What the task requires: Would you transcribe the whole listing exactly, minus its pictures?
..............................
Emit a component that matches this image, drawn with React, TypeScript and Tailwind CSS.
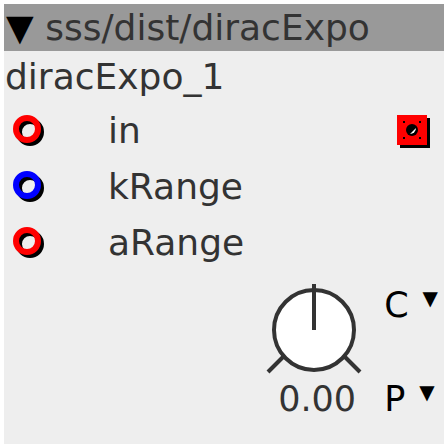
import React from "react";

const font = { fontFamily: '"DejaVu Sans", "Liberation Sans", sans-serif' };

function Port({ color }: { color: string }) {
  return (
    <div className="relative w-[32px] h-[32px]">
      <div className="absolute left-[3px] top-[3px] w-[28px] h-[28px] rounded-full border-[6px] border-black" />
      <div className="absolute left-0 top-0 w-[28px] h-[28px] rounded-full border-[6px]" style={{ borderColor: color }} />
    </div>
  );
}

export default function App() {
  return (
    <div className="p-[4px]" style={font}>
      <div className="w-[440px] h-[440px] bg-[#eeeeee] flex flex-col text-[#333333]">
        <div className="h-[47px] bg-[#999999] flex items-center pl-[2px] text-[36px] leading-none whitespace-nowrap">
          <span className="text-black">▼</span>
          <span>&nbsp;sss/dist/diracExpo</span>
        </div>
        <div className="h-[52px] flex items-center pl-[1px] text-[36px] leading-none">diracExpo_1</div>
        <div className="flex flex-col">
          {[
            ["in", "#ff0000"],
            ["kRange", "#0000ff"],
            ["aRange", "#ff0000"],
          ].map(([label, c], i) => (
            <div key={label} className="h-[56px] flex items-center">
              <div className="w-[104px] pl-[9px] flex items-center">
                <Port color={c} />
              </div>
              <span className="text-[36px] leading-none flex-1">{label}</span>
              {i === 0 && (
                <div className="relative w-[33px] h-[33px] mr-[14px]">
                  <div className="absolute left-[3px] top-[3px] w-[30px] h-[30px] bg-black" />
                  <svg className="absolute left-0 top-0" width="30" height="30" viewBox="0 0 30 30">
                    <rect width="30" height="30" fill="#ff0000" />
                    <circle cx="15" cy="15" r="6" fill="#000" />
                    <path d="M13 19 L19 13 A6 6 0 0 1 13 19 Z" fill="#fff" />
                    <rect x="6" y="6" width="2" height="2" fill="#000" />
                    <rect x="22" y="6" width="2" height="2" fill="#000" />
                    <rect x="6" y="22" width="2" height="2" fill="#000" />
                    <rect x="22" y="22" width="2" height="2" fill="#000" />
                  </svg>
                </div>
              )}
            </div>
          ))}
        </div>
        <div className="flex justify-end pr-[6px] mt-[13px]">
          <div className="flex flex-col items-center">
            <svg width="96" height="94" viewBox="0 0 96 94">
              <line x1="2" y1="88" x2="18" y2="72" stroke="#333" strokeWidth="4" />
              <line x1="94" y1="88" x2="78" y2="72" stroke="#333" strokeWidth="4" />
              <circle cx="48" cy="46" r="40" fill="#fff" stroke="#333" strokeWidth="4" />
              <line x1="48" y1="0" x2="48" y2="46" stroke="#333" strokeWidth="4" />
            </svg>
            <span className="text-[35px] leading-none mt-[4px] ml-[6px]">0.00</span>
          </div>
          <div className="flex flex-col justify-between ml-[22px] text-black pt-[4px]">
            <div className="flex items-start text-[35px] leading-none">
              C<span className="text-[20px] ml-[14px]">▼</span>
            </div>
            <div className="flex items-start text-[35px] leading-none">
              P<span className="text-[20px] ml-[14px]">▼</span>
            </div>
          </div>
        </div>
      </div>
    </div>
  );
}
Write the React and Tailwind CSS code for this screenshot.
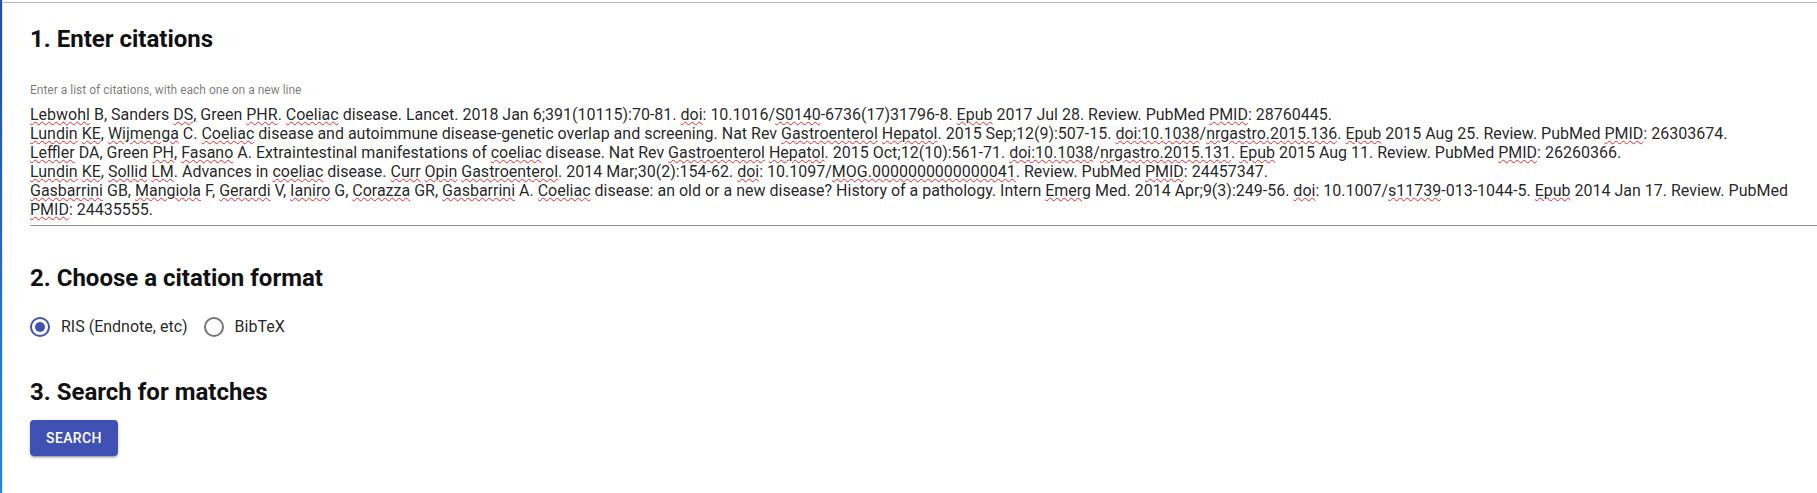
..............................
Response below:
Emit a component that matches this image, drawn with React, TypeScript and Tailwind CSS.
import React from "react";

const font = { fontFamily: '"DejaVu Sans", "Liberation Sans", sans-serif' };

function Port({ color }: { color: string }) {
  return (
    <div className="relative w-[32px] h-[32px]">
      <div className="absolute left-[3px] top-[3px] w-[28px] h-[28px] rounded-full border-[6px] border-black" />
      <div className="absolute left-0 top-0 w-[28px] h-[28px] rounded-full border-[6px]" style={{ borderColor: color }} />
    </div>
  );
}

export default function App() {
  return (
    <div className="p-[4px]" style={font}>
      <div className="w-[440px] h-[440px] bg-[#eeeeee] flex flex-col text-[#333333]">
        <div className="h-[47px] bg-[#999999] flex items-center pl-[2px] text-[36px] leading-none whitespace-nowrap">
          <span className="text-black">▼</span>
          <span>&nbsp;sss/dist/diracExpo</span>
        </div>
        <div className="h-[52px] flex items-center pl-[1px] text-[36px] leading-none">diracExpo_1</div>
        <div className="flex flex-col">
          {[
            ["in", "#ff0000"],
            ["kRange", "#0000ff"],
            ["aRange", "#ff0000"],
          ].map(([label, c], i) => (
            <div key={label} className="h-[56px] flex items-center">
              <div className="w-[104px] pl-[9px] flex items-center">
                <Port color={c} />
              </div>
              <span className="text-[36px] leading-none flex-1">{label}</span>
              {i === 0 && (
                <div className="relative w-[33px] h-[33px] mr-[14px]">
                  <div className="absolute left-[3px] top-[3px] w-[30px] h-[30px] bg-black" />
                  <svg className="absolute left-0 top-0" width="30" height="30" viewBox="0 0 30 30">
                    <rect width="30" height="30" fill="#ff0000" />
                    <circle cx="15" cy="15" r="6" fill="#000" />
                    <path d="M13 19 L19 13 A6 6 0 0 1 13 19 Z" fill="#fff" />
                    <rect x="6" y="6" width="2" height="2" fill="#000" />
                    <rect x="22" y="6" width="2" height="2" fill="#000" />
                    <rect x="6" y="22" width="2" height="2" fill="#000" />
                    <rect x="22" y="22" width="2" height="2" fill="#000" />
                  </svg>
                </div>
              )}
            </div>
          ))}
        </div>
        <div className="flex justify-end pr-[6px] mt-[13px]">
          <div className="flex flex-col items-center">
            <svg width="96" height="94" viewBox="0 0 96 94">
              <line x1="2" y1="88" x2="18" y2="72" stroke="#333" strokeWidth="4" />
              <line x1="94" y1="88" x2="78" y2="72" stroke="#333" strokeWidth="4" />
              <circle cx="48" cy="46" r="40" fill="#fff" stroke="#333" strokeWidth="4" />
              <line x1="48" y1="0" x2="48" y2="46" stroke="#333" strokeWidth="4" />
            </svg>
            <span className="text-[35px] leading-none mt-[4px] ml-[6px]">0.00</span>
          </div>
          <div className="flex flex-col justify-between ml-[22px] text-black pt-[4px]">
            <div className="flex items-start text-[35px] leading-none">
              C<span className="text-[20px] ml-[14px]">▼</span>
            </div>
            <div className="flex items-start text-[35px] leading-none">
              P<span className="text-[20px] ml-[14px]">▼</span>
            </div>
          </div>
        </div>
      </div>
    </div>
  );
}
Write the React and Tailwind CSS code for this screenshot.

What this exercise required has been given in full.